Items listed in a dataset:
+---+

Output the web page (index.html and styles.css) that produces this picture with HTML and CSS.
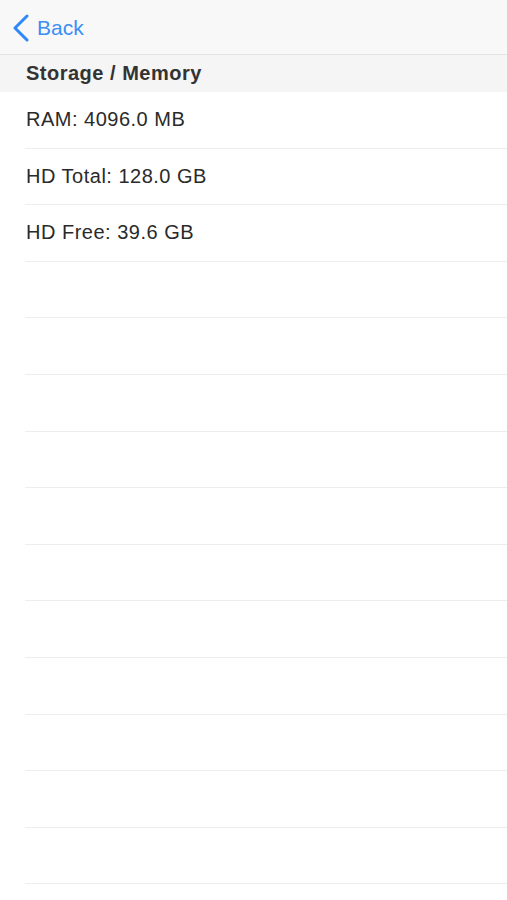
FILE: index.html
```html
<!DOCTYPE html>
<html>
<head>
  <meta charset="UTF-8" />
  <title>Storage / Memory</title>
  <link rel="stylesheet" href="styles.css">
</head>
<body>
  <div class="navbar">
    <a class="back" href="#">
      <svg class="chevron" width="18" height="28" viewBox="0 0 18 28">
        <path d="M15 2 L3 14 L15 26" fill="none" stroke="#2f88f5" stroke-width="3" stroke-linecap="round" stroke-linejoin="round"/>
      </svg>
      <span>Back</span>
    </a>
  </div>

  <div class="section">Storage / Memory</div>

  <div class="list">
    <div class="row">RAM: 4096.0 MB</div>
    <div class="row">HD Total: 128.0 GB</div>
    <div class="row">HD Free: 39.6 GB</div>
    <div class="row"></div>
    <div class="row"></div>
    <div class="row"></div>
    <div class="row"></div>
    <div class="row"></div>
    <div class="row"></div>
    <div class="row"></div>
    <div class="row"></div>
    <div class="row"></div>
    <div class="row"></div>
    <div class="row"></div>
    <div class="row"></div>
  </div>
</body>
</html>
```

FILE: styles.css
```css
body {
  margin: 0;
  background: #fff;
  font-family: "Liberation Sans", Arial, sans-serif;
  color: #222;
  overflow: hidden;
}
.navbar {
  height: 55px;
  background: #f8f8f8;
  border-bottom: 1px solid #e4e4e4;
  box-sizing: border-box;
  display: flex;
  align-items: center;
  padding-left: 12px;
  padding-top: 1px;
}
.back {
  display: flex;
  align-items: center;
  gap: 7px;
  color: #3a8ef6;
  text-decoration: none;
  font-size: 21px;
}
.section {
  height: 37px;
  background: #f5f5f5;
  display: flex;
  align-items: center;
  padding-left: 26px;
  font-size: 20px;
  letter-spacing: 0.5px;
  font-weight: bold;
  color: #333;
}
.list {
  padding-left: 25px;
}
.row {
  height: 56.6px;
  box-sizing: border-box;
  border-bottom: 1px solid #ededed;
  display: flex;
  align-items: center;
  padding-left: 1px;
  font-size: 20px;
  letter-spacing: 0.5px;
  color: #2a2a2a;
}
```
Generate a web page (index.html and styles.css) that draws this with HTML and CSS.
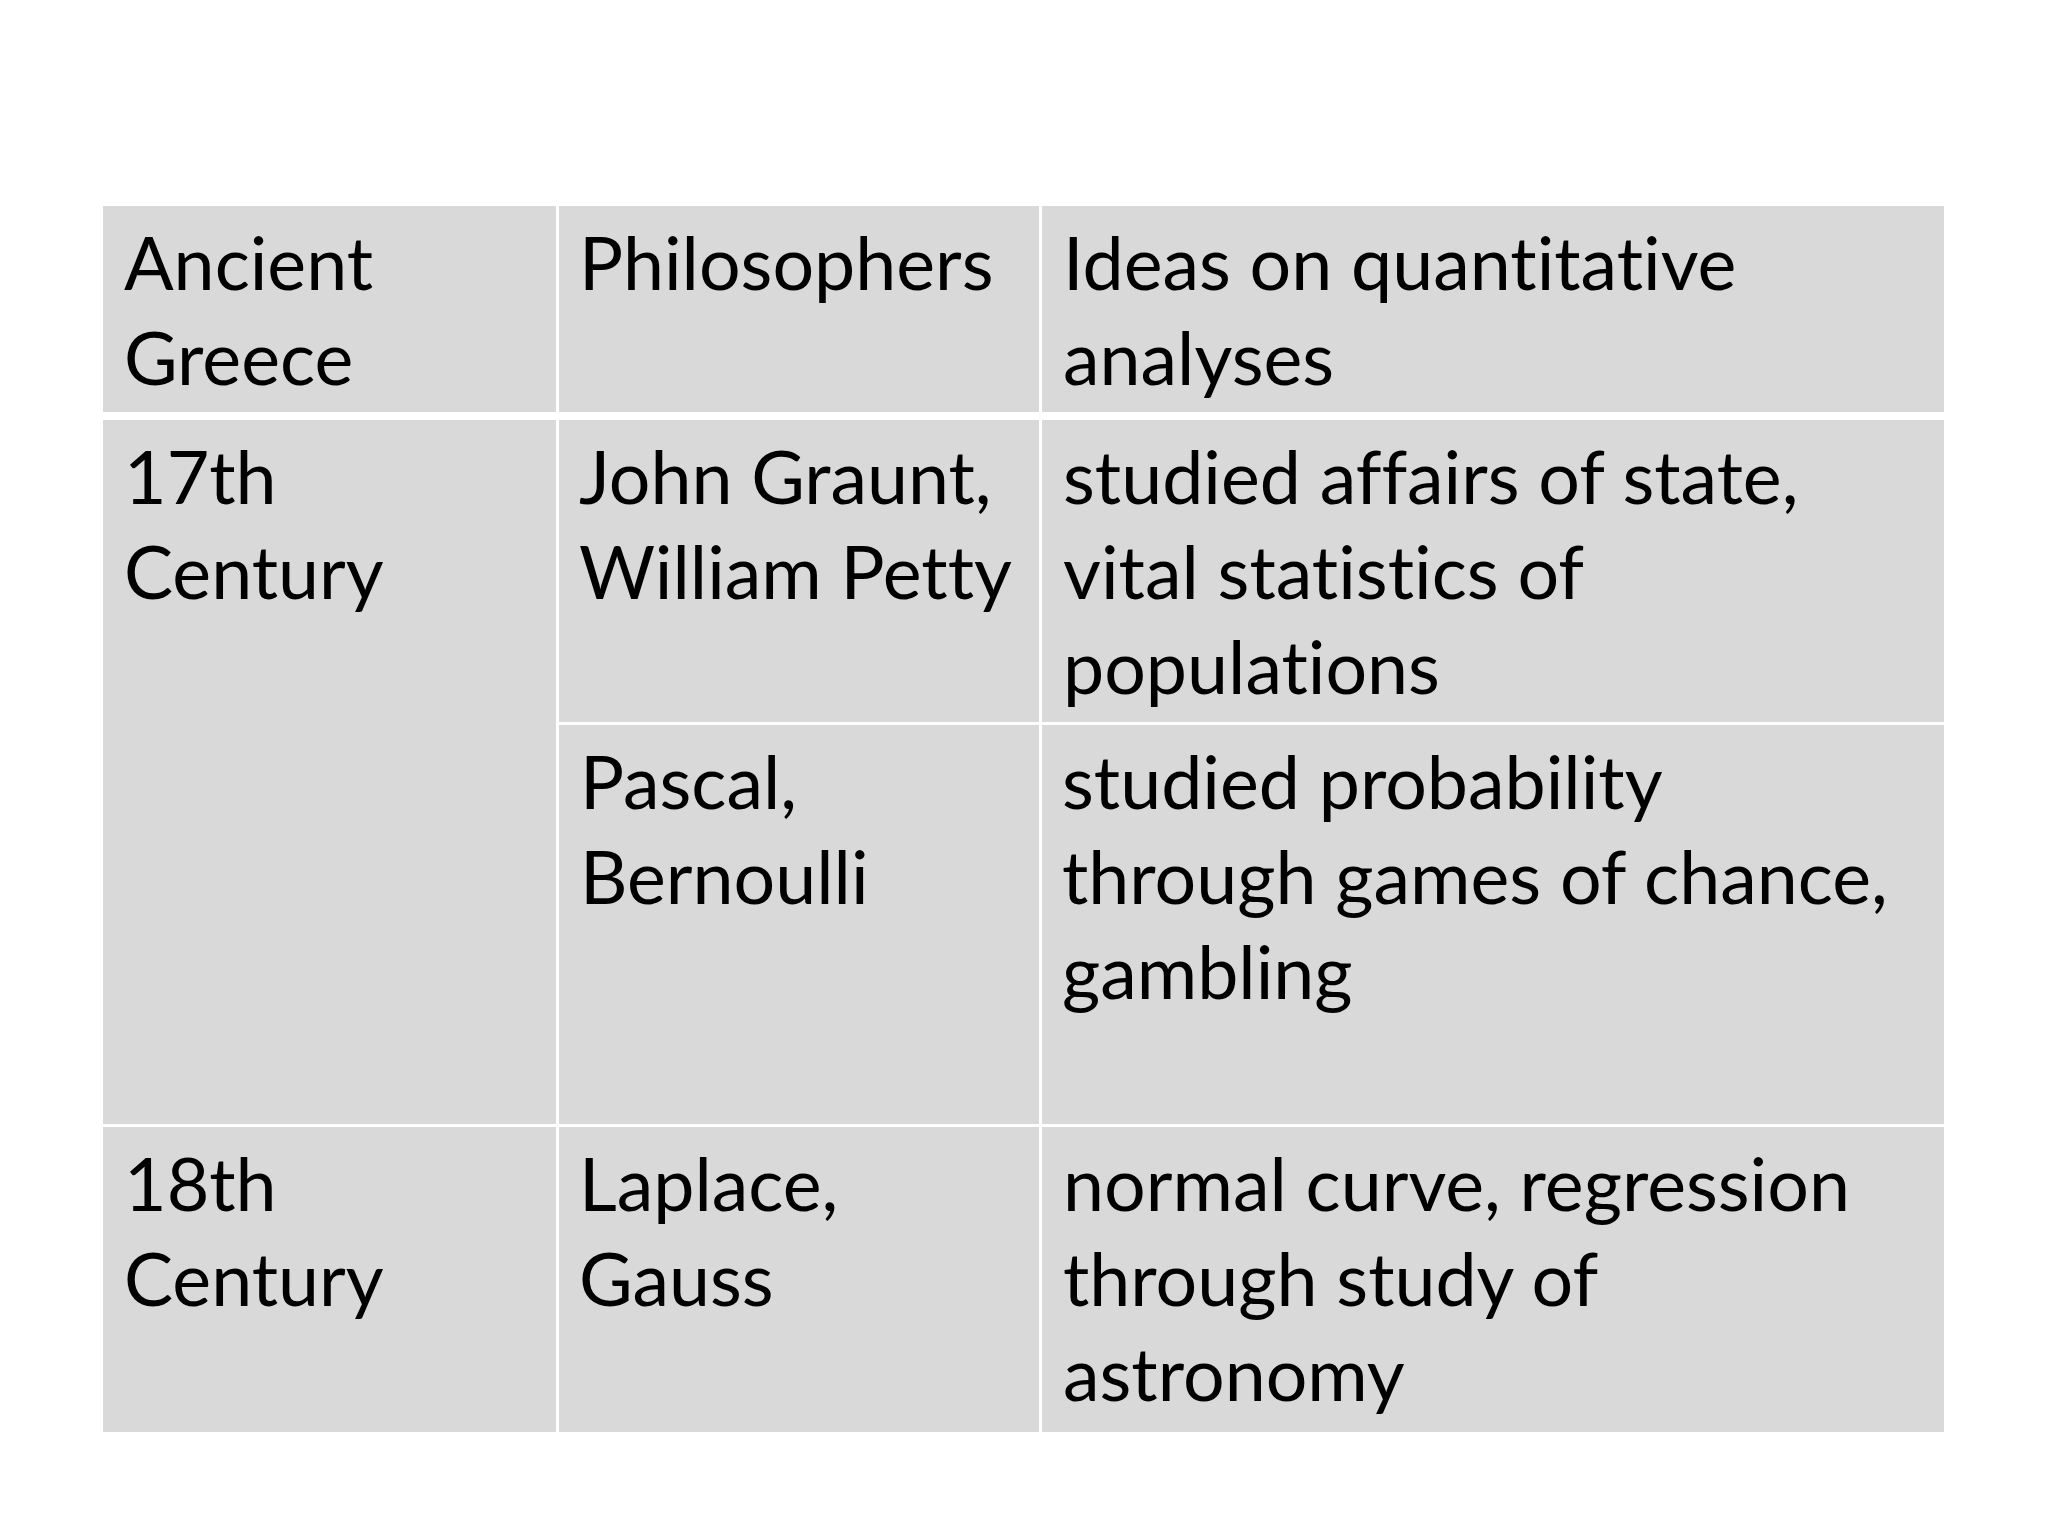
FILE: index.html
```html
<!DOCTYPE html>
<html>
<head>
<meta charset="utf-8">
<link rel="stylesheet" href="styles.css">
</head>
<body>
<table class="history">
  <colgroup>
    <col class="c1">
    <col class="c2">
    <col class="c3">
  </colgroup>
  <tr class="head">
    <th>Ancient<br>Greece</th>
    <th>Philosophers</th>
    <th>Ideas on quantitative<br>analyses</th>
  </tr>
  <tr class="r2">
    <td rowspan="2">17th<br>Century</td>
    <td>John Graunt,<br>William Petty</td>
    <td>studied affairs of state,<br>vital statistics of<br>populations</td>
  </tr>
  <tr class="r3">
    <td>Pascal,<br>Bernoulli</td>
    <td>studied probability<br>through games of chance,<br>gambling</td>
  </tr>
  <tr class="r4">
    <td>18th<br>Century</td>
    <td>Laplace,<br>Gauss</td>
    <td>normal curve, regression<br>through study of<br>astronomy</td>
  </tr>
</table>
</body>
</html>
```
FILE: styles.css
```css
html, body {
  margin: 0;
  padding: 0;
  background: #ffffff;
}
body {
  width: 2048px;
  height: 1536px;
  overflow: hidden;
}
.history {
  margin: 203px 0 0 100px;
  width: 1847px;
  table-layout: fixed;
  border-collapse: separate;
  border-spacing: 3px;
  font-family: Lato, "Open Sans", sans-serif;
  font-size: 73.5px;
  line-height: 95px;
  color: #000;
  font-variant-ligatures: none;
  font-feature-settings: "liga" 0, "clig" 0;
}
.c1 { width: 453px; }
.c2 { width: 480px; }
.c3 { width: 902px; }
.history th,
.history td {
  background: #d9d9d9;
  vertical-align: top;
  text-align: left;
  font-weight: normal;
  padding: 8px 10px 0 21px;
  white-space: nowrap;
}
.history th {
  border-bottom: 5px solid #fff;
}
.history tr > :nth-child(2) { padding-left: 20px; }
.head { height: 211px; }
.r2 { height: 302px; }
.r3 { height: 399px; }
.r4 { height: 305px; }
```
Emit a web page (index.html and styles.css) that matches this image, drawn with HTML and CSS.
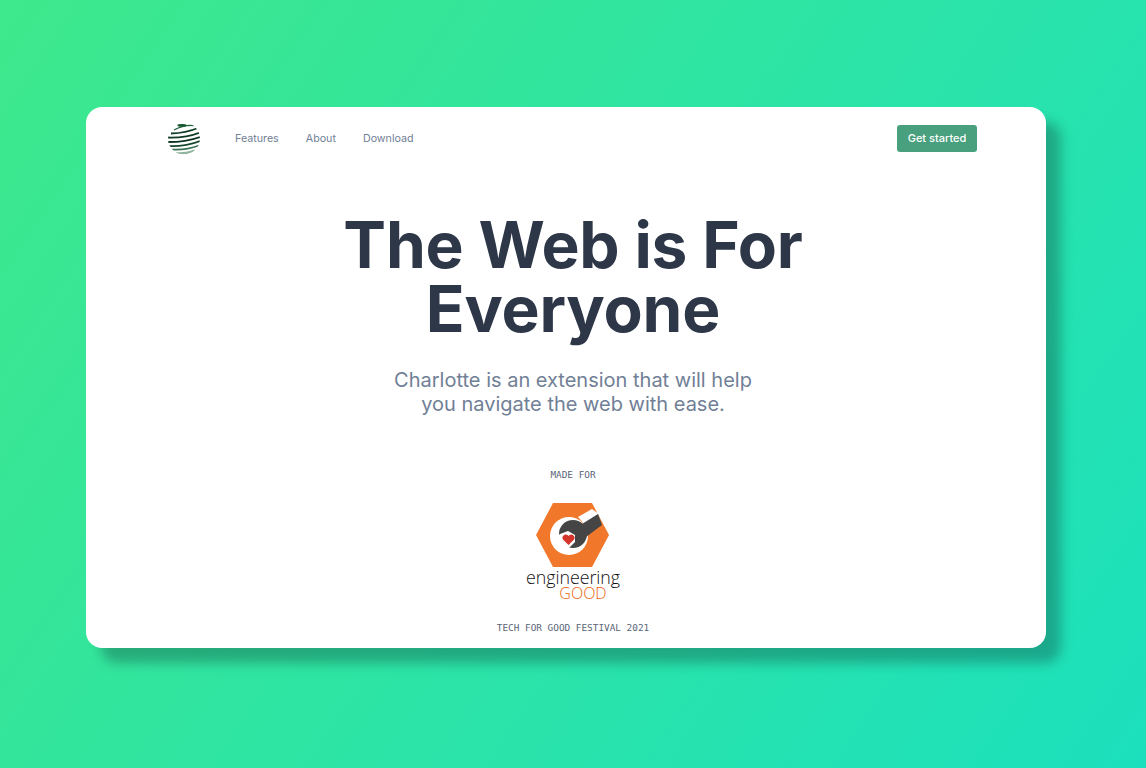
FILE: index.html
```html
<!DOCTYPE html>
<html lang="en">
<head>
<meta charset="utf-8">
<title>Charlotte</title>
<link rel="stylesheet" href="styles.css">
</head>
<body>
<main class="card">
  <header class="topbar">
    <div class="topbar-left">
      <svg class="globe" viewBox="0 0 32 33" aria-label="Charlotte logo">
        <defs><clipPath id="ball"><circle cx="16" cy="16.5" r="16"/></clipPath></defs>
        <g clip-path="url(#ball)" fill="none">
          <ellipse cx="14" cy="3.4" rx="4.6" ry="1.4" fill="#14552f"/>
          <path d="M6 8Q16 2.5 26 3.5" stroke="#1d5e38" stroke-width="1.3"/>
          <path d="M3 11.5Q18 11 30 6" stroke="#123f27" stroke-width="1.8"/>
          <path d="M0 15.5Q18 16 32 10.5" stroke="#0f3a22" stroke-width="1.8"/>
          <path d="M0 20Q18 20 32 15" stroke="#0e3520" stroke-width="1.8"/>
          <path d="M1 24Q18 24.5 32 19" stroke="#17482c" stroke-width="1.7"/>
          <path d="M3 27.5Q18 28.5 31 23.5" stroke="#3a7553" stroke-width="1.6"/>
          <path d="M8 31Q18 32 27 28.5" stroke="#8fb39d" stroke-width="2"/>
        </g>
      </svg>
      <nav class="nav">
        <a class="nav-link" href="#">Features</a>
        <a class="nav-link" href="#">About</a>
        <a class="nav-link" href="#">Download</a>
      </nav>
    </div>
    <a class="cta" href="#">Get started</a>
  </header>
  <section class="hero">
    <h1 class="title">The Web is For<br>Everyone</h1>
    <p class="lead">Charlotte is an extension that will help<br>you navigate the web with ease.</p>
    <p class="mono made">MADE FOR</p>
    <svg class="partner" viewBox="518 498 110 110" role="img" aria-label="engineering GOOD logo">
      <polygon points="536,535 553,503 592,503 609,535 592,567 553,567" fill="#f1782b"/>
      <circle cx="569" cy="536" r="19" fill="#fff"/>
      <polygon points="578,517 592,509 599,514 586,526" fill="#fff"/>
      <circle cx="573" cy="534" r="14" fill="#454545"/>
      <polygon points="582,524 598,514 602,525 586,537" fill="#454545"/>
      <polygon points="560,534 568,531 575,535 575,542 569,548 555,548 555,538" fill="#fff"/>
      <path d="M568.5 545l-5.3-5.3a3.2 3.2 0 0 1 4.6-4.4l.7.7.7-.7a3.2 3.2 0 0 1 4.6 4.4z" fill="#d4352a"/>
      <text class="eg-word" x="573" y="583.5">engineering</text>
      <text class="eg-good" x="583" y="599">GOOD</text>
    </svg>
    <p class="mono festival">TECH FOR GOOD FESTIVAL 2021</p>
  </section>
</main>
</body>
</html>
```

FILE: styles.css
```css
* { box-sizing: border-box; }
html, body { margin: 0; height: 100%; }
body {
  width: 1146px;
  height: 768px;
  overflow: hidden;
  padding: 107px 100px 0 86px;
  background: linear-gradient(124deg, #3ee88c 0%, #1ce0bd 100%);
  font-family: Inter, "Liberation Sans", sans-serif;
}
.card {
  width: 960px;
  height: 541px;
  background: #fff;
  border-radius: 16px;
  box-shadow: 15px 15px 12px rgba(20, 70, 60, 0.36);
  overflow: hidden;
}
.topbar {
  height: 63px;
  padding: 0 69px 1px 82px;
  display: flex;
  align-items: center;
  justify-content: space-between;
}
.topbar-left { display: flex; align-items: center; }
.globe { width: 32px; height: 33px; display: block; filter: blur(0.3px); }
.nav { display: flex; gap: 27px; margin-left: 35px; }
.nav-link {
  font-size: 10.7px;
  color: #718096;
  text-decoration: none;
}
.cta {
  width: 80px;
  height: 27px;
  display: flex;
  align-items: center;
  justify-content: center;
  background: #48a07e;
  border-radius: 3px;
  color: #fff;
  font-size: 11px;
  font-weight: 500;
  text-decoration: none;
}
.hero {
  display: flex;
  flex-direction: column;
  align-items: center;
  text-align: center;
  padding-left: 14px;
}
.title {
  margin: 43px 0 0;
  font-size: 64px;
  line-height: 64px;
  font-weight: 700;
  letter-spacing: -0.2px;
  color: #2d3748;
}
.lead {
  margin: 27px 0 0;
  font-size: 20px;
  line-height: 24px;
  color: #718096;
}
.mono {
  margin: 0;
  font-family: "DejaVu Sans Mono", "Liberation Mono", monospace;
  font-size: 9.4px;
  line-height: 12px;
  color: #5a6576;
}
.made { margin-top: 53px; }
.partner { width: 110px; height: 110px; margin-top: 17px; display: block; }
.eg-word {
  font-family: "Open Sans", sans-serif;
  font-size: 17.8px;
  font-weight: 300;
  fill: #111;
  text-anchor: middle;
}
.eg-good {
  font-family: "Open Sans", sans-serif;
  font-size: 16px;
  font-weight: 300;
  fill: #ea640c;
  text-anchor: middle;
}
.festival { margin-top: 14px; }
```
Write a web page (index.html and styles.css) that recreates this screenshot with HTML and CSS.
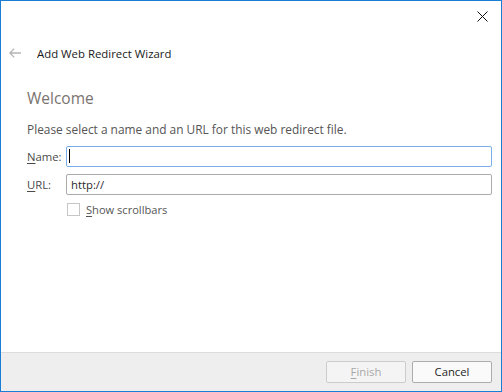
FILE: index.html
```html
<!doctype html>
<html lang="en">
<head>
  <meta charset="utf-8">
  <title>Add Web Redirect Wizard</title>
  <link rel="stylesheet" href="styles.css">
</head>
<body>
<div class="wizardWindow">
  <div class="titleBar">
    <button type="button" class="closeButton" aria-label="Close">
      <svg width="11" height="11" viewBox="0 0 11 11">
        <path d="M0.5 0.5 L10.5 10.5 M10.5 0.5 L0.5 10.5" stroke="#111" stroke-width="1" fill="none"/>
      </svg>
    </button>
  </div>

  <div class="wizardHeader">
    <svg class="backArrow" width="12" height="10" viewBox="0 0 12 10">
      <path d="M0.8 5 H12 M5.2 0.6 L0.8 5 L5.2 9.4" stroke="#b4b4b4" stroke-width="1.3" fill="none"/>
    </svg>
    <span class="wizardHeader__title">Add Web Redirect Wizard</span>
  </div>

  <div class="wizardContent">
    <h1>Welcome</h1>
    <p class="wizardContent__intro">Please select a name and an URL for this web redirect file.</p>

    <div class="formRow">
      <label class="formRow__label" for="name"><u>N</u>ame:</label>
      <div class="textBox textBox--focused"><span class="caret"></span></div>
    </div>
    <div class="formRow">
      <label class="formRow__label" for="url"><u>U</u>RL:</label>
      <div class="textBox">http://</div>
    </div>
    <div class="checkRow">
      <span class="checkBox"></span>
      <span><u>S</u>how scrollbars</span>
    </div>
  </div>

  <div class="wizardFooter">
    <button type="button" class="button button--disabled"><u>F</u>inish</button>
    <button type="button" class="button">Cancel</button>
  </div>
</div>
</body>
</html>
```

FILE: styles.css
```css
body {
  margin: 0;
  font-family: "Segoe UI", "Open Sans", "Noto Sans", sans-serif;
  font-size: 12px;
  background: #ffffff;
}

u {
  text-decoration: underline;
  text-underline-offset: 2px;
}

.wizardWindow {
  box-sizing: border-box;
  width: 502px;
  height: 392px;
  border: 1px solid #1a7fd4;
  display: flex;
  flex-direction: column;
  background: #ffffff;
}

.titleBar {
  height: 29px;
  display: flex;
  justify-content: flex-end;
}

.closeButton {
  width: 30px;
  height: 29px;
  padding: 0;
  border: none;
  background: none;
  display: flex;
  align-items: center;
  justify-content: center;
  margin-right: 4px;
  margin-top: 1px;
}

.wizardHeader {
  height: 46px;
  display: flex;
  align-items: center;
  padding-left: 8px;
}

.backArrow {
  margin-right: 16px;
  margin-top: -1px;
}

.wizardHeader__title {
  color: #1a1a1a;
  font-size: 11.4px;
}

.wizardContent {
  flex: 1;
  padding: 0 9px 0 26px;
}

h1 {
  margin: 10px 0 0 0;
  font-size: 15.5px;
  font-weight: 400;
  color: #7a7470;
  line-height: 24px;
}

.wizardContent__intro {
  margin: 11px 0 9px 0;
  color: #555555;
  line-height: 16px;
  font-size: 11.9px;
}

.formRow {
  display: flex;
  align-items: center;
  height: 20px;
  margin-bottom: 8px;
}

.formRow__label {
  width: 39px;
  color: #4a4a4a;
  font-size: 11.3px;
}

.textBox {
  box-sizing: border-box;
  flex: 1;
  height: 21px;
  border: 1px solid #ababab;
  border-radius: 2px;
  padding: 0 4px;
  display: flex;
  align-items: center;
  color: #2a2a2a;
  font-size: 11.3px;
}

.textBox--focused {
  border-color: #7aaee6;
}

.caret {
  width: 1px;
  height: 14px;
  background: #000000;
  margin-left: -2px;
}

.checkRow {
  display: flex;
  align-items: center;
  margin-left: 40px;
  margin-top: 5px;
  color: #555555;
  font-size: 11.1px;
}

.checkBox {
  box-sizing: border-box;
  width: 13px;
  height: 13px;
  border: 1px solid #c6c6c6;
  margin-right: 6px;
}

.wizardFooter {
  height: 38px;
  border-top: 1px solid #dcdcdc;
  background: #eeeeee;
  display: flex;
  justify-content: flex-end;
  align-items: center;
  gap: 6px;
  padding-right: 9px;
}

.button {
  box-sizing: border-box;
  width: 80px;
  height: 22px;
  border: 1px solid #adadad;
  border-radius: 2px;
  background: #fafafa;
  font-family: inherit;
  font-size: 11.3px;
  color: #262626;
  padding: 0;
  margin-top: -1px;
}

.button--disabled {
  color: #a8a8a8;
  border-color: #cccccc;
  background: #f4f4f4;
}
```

+---+

**Task brief:** Identify every line holding the word "that" and copy it out.

**Answer to the exercise:**
Output the web page (index.html and styles.css) that produces this picture with HTML and CSS.
Generate a web page (index.html and styles.css) that draws this with HTML and CSS.
Emit a web page (index.html and styles.css) that matches this image, drawn with HTML and CSS.
    <p class="lead">Charlotte is an extension that will help<br>you navigate the web with ease.</p>
Write a web page (index.html and styles.css) that recreates this screenshot with HTML and CSS.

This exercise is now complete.